The new normal for claims

Insurers and their customers want the same thing: faster claims, self-service/automation and customer satisfaction.

So why hasn’t the industry gone fully virtual yet? On the carrier side, the reluctance seems to be driven by the concern that automation could introduce more errors and a higher risk of fraud into the non-complex claims process. (Credit: create jobs 51/Shutterstock)

The COVID-19 pandemic is changing the way nearly everything, everywhere, is operating, and the insurance industry is particularly impacted, especially for claims processing. The industry was obligated to make quick changes, from employees working from home to rapidly increasing the virtual claims handling option to promote social distancing. Given the early feedback on the success of these changes, my bet is that virtual claims handling will quickly become the rule, not the exception.
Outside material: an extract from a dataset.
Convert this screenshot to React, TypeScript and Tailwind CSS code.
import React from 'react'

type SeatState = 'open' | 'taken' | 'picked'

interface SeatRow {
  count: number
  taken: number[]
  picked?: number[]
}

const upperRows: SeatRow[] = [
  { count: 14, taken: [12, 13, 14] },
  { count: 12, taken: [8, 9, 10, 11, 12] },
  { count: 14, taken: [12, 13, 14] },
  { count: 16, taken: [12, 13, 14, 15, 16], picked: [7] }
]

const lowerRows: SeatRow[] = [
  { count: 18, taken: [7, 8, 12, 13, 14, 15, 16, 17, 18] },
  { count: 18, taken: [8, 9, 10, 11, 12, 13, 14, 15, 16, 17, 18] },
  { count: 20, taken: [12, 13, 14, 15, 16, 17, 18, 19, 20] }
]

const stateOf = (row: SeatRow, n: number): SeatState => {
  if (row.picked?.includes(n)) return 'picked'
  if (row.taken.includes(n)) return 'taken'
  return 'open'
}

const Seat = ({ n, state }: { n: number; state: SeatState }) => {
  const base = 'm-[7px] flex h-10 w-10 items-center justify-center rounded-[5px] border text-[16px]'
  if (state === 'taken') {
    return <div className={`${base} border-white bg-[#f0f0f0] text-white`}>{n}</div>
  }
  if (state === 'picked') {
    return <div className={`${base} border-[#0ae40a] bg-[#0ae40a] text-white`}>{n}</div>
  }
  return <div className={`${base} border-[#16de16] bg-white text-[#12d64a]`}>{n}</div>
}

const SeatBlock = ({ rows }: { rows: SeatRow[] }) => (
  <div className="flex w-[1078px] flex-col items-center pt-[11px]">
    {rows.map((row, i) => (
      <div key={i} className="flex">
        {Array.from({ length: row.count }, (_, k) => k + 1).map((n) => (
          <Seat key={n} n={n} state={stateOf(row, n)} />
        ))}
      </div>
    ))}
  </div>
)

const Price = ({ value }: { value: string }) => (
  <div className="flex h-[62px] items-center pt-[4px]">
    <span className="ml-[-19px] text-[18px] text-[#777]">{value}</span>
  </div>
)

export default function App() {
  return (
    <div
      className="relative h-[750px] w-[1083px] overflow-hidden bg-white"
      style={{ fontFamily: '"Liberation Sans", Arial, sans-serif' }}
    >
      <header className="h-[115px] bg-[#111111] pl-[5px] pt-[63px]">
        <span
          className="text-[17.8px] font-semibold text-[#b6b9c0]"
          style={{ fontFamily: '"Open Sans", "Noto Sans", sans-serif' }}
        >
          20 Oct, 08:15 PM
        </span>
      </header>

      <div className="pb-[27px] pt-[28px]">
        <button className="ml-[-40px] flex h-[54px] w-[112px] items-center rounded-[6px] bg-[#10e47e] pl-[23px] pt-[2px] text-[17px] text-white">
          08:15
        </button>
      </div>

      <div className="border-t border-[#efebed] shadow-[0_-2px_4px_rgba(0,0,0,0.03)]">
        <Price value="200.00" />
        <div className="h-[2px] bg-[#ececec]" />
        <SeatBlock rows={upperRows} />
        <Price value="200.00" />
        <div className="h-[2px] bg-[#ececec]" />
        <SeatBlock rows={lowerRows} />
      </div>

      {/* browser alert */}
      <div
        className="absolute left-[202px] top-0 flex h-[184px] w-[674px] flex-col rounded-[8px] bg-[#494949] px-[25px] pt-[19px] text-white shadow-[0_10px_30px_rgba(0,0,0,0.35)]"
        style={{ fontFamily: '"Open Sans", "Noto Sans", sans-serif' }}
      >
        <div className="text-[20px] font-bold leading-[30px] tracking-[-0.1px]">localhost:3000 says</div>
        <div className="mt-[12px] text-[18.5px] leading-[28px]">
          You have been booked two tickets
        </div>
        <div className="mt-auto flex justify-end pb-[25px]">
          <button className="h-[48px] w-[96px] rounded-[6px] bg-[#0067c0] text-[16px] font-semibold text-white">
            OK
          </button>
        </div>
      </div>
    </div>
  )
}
As we reflect on 2020, I believe the industry will view our COVID-19 claims response as the tipping point for virtual claims handling, and the accelerator for overall claims automation. Since adjusters have significantly reduced travel to perform on-site inspections for claims, it’s never been more important for insurers to rely on data, analytics and customer-submitted photos to process and pay auto claims quickly and accurately. LexisNexis Risk Solutions conducted a study on the future of claims before the pandemic, and the research revealed that carriers were already embracing the value of virtual claims options, with 95% using or considering virtual claims processes. Touchless claims processing was also growing in popularity, with 79% of carriers surveyed stating they are considering or open to the idea.
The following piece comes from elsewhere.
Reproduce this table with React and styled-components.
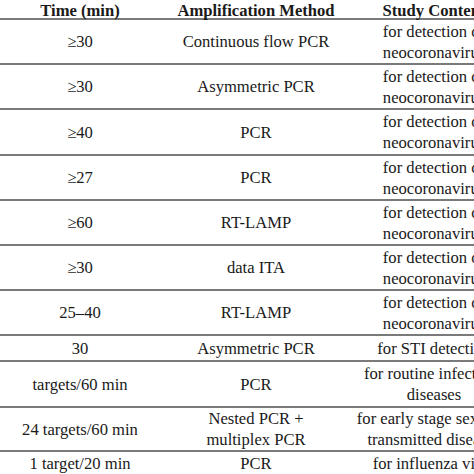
import React from "react";
import styled, { createGlobalStyle } from "styled-components";

const Global = createGlobalStyle`
  html, body { margin: 0; padding: 0; background: #fff; }
  body { font-family: "Liberation Serif", "Times New Roman", serif; color: #1a1a1a; }
`;

const Sheet = styled.div`
  width: 474px;
  height: 474px;
  overflow: hidden;
  background: #fff;
`;

const Table = styled.div`
  width: 516px;
  display: flex;
  flex-direction: column;
`;

const Row = styled.div`
  display: grid;
  grid-template-columns: 160px 192px 164px;
  height: ${(p) => p.$h}px;
  box-sizing: border-box;
  border-bottom: ${(p) => (p.$last ? "none" : "2px solid #7a7a7a")};
`;

const Cell = styled.div`
  display: flex;
  align-items: center;
  justify-content: center;
  text-align: center;
  font-size: 16.6px;
  line-height: 21px;
  font-weight: ${(p) => (p.$head ? 700 : 400)};
  white-space: nowrap;
`;

const rows = [
  { h: 45, t: "≥30", m: ["Continuous flow PCR"], s: ["for detection of", "neocoronavirus"] },
  { h: 45, t: "≥30", m: ["Asymmetric PCR"], s: ["for detection of", "neocoronavirus"] },
  { h: 46, t: "≥40", m: ["PCR"], s: ["for detection of", "neocoronavirus"] },
  { h: 45, t: "≥27", m: ["PCR"], s: ["for detection of", "neocoronavirus"] },
  { h: 45, t: "≥60", m: ["RT-LAMP"], s: ["for detection of", "neocoronavirus"] },
  { h: 45, t: "≥30", m: ["data ITA"], s: ["for detection of", "neocoronavirus"] },
  { h: 45, t: "25–40", m: ["RT-LAMP"], s: ["for detection of", "neocoronavirus"] },
  { h: 26, t: "30", m: ["Asymmetric PCR"], s: ["for STI detection"] },
  { h: 46, t: "targets/60 min", m: ["PCR"], s: ["for routine infectious", "diseases"] },
  { h: 44, t: "24 targets/60 min", m: ["Nested PCR +", "multiplex PCR"], s: ["for early stage sexually", "transmitted diseases"] },
  { h: 23, t: "1 target/20 min", m: ["PCR"], s: ["for influenza virus"], last: true },
];

const Lines = ({ items }) =>
  items.map((line, i) => (
    <React.Fragment key={i}>
      {i > 0 && <br />}
      {line}
    </React.Fragment>
  ));

export default function App() {
  return (
    <Sheet>
      <Global />
      <Table>
        <Row $h={20}>
          <Cell $head>Time (min)</Cell>
          <Cell $head>Amplification Method</Cell>
          <Cell $head>Study Content</Cell>
        </Row>
        {rows.map((r, i) => (
          <Row key={i} $h={r.h} $last={r.last}>
            <Cell>{r.t}</Cell>
            <Cell>
              <span><Lines items={r.m} /></span>
            </Cell>
            <Cell>
              <span><Lines items={r.s} /></span>
            </Cell>
          </Row>
        ))}
      </Table>
    </Sheet>
  );
}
So why hasn’t the industry gone fully virtual yet? On the carrier side, the reluctance seems to be driven by the concern that automation could introduce more errors and a higher risk of fraud into the non-complex claims process. Consumers have expressed similar fears in the lack of human oversight to check the accuracy and that potential glitches could negatively affect their claim, but these fears are led by customers who have not gone through the process of a virtual claim. The good news from the study is that carriers already using claims automation report a reduction in touches, faster cycle times, increased employee productivity, lower loss adjustment expense and higher customer satisfaction.
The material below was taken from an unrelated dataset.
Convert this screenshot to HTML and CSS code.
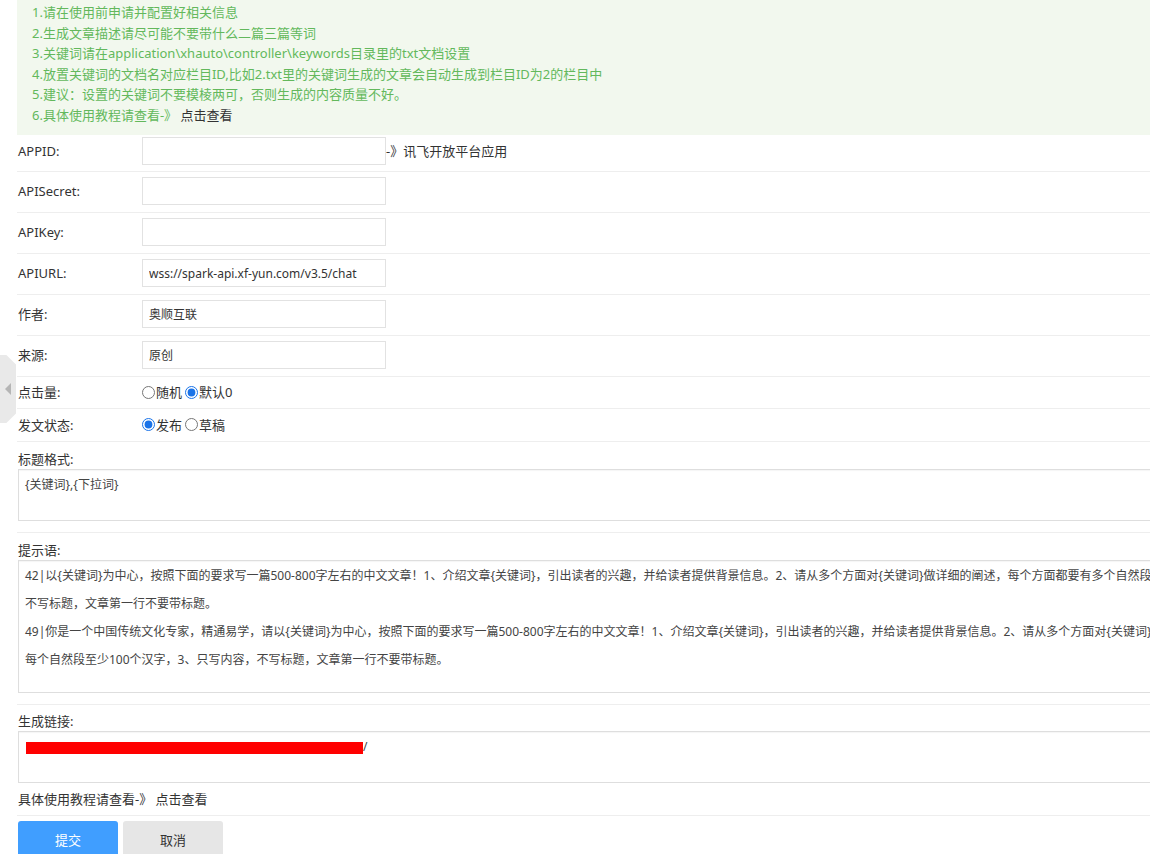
FILE: index.html
```html
<!DOCTYPE html>
<html lang="zh-CN">
<head>
<meta charset="utf-8">
<title>讯飞星火自动生成文章设置</title>
<link rel="stylesheet" href="styles.css">
</head>
<body>
<div class="page">
  <div class="tips">
    <div>1.请在使用前申请并配置好相关信息</div>
    <div>2.生成文章描述请尽可能不要带什么二篇三篇等词</div>
    <div>3.关键词请在application\xhauto\controller\keywords目录里的txt文档设置</div>
    <div>4.放置关键词的文档名对应栏目ID,比如2.txt里的关键词生成的文章会自动生成到栏目ID为2的栏目中</div>
    <div>5.建议：设置的关键词不要模棱两可，否则生成的内容质量不好。</div>
    <div>6.具体使用教程请查看-》 <a class="link" href="#">点击查看</a></div>
  </div>

  <div class="row row-first">
    <div class="label">APPID:</div>
    <input class="input" type="text" value="">
    <span class="after">-》讯飞开放平台应用</span>
  </div>
  <div class="row">
    <div class="label">APISecret:</div>
    <input class="input" type="text" value="">
  </div>
  <div class="row">
    <div class="label">APIKey:</div>
    <input class="input" type="text" value="">
  </div>
  <div class="row">
    <div class="label">APIURL:</div>
    <input class="input" type="text" value="wss://spark-api.xf-yun.com/v3.5/chat">
  </div>
  <div class="row">
    <div class="label">作者:</div>
    <input class="input" type="text" value="奥顺互联">
  </div>
  <div class="row">
    <div class="label">来源:</div>
    <input class="input" type="text" value="原创">
  </div>
  <div class="row row-radio">
    <div class="label">点击量:</div>
    <label class="opt"><input type="radio" name="hits">随机</label>
    <label class="opt"><input type="radio" name="hits" checked>默认0</label>
  </div>
  <div class="row row-radio row-radio2">
    <div class="label">发文状态:</div>
    <label class="opt"><input type="radio" name="status" checked>发布</label>
    <label class="opt"><input type="radio" name="status">草稿</label>
  </div>

  <div class="block">
    <div class="block-label">标题格式:</div>
    <textarea class="ta ta-short">{关键词},{下拉词}</textarea>
  </div>

  <div class="block">
    <div class="block-label">提示语:</div>
    <textarea class="ta ta-tall">42|以{关键词}为中心，按照下面的要求写一篇500-800字左右的中文文章！1、介绍文章{关键词}，引出读者的兴趣，并给读者提供背景信息。2、请从多个方面对{关键词}做详细的阐述，每个方面都要有多个自然段，每个自然段至少100个汉字，3、只写内容，
不写标题，文章第一行不要带标题。
49|你是一个中国传统文化专家，精通易学，请以{关键词}为中心，按照下面的要求写一篇500-800字左右的中文文章！1、介绍文章{关键词}，引出读者的兴趣，并给读者提供背景信息。2、请从多个方面对{关键词}做详细的阐述，每个方面都要有多个自然段，
每个自然段至少100个汉字，3、只写内容，不写标题，文章第一行不要带标题。</textarea>
  </div>

  <div class="block block-link">
    <div class="block-label">生成链接:</div>
    <div class="ta ta-short"><span class="redact"></span>/</div>
  </div>
  <div class="row-text">具体使用教程请查看-》 <a class="link" href="#">点击查看</a></div>

  <div class="actions">
    <button class="btn btn-primary" type="button">提交</button>
    <button class="btn btn-default" type="button">取消</button>
  </div>
</div>

<div class="side-tab"><span class="side-arrow"></span></div>
</body>
</html>
```

FILE: styles.css
```css
html, body {
  margin: 0;
  padding: 0;
  background: #fff;
}
body {
  overflow: hidden;
  font-family: "Noto Sans", "Noto Sans CJK SC", sans-serif;
  font-size: 13px;
  color: #333;
}
.page {
  width: 1700px;
  padding-left: 17px;
}
.tips {
  box-sizing: border-box;
  height: 135px;
  background: #f2f8ee;
  color: #63b85c;
  padding: 2px 15px 0;
  line-height: 20.6px;
}
.link {
  color: #333;
  text-decoration: none;
}
.row {
  display: flex;
  align-items: center;
  box-sizing: border-box;
  height: 41px;
  border-bottom: 1px solid #eee;
  padding: 5px 0 7px;
}
.row-first {
  height: 37px;
  padding: 2px 0 6px;
}
.label {
  width: 124px;
  padding-left: 1px;
  line-height: 20px;
  flex: none;
}
.input {
  width: 244px;
  height: 28px;
  box-sizing: border-box;
  border: 1px solid #e2e2e2;
  margin: 0;
  padding: 0 6px;
  font-family: "Noto Sans", "Noto Sans CJK SC", sans-serif;
  font-size: 12px;
  color: #333;
  outline: none;
  background: #fff;
}
.after {
  line-height: 20px;
}
.row-radio {
  height: 32px;
  padding: 0 0 1px;
}
.row-radio2 {
  height: 33px;
  padding: 0 0 1px;
}
.opt {
  display: inline-flex;
  align-items: center;
  line-height: 20px;
  margin-right: 3px;
}
.opt input {
  margin: 0 1px 0 0;
  width: 13px;
  height: 13px;
  accent-color: #1a73e8;
}
.block {
  border-bottom: 1px solid #eee;
  padding: 7px 0 11px 1px;
}
.block-label {
  line-height: 20px;
}
.ta {
  display: block;
  width: 1600px;
  box-sizing: border-box;
  margin: 0;
  border: 1px solid #dedede;
  box-shadow: inset 0 1px 1px rgba(0, 0, 0, 0.04);
  padding: 1px 6px;
  font-family: "Noto Sans", "Noto Sans CJK SC", sans-serif;
  font-size: 12px;
  line-height: 28px;
  color: #444;
  background: #fff;
  resize: none;
  overflow: hidden;
  white-space: pre;
  outline: none;
}
.ta-short {
  height: 52px;
}
.ta-tall {
  height: 133px;
}
.block-link {
  border-bottom: 0;
  padding: 6px 0 0 1px;
}
.redact {
  display: inline-block;
  width: 337px;
  height: 12px;
  margin-left: 1px;
  background: #ff0000;
  vertical-align: middle;
}
.row-text {
  line-height: 32px;
  padding-left: 1px;
  border-bottom: 1px solid #eee;
}
.actions {
  display: flex;
  gap: 5px;
  padding: 5px 0 0 1px;
}
.btn {
  width: 100px;
  height: 36px;
  border: 0;
  border-radius: 3px;
  font-family: "Noto Sans", "Noto Sans CJK SC", sans-serif;
  font-size: 13px;
  padding: 0;
  cursor: pointer;
}
.btn-primary {
  background: #409eff;
  color: #fff;
}
.btn-default {
  background: #e6e6e6;
  color: #333;
}
.side-tab {
  position: absolute;
  left: 0;
  top: 355px;
  width: 16px;
  height: 68px;
  background: #e9e9e9;
  clip-path: polygon(0 0, 40% 0, 100% 14%, 100% 86%, 40% 100%, 0 100%);
}
.side-arrow {
  position: absolute;
  left: 5px;
  top: 28px;
  width: 0;
  height: 0;
  border-top: 6px solid transparent;
  border-bottom: 6px solid transparent;
  border-right: 6px solid #b5b5b5;
}
```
Based on our research, I believe claims automation across our industry will be put into overdrive as a result of the COVID-19 pandemic. It’s the perfect storm: insurance carriers need to leverage technology and automation now more than ever, with travel, meetings and in-person claims analysis rendered nearly impossible. And consumers are now doing Zoom calls at home, ordering their food online and having virtual doctor’s appointments from their phones. Technology is being embraced at both ends of the spectrum and more widely accepted today in our culture.

Insurers and their customers want the same thing: faster claims, self-service/automation and customer satisfaction. Much like other recent innovations that have happened in difficult times — did you know a start-up engineering company in Italy used 3D printers to quickly create the valves used in ventilators? — COVID-19 will push the insurance industry to innovate and embrace automation and automate claims processing. And insurers who don’t will be quickly left behind.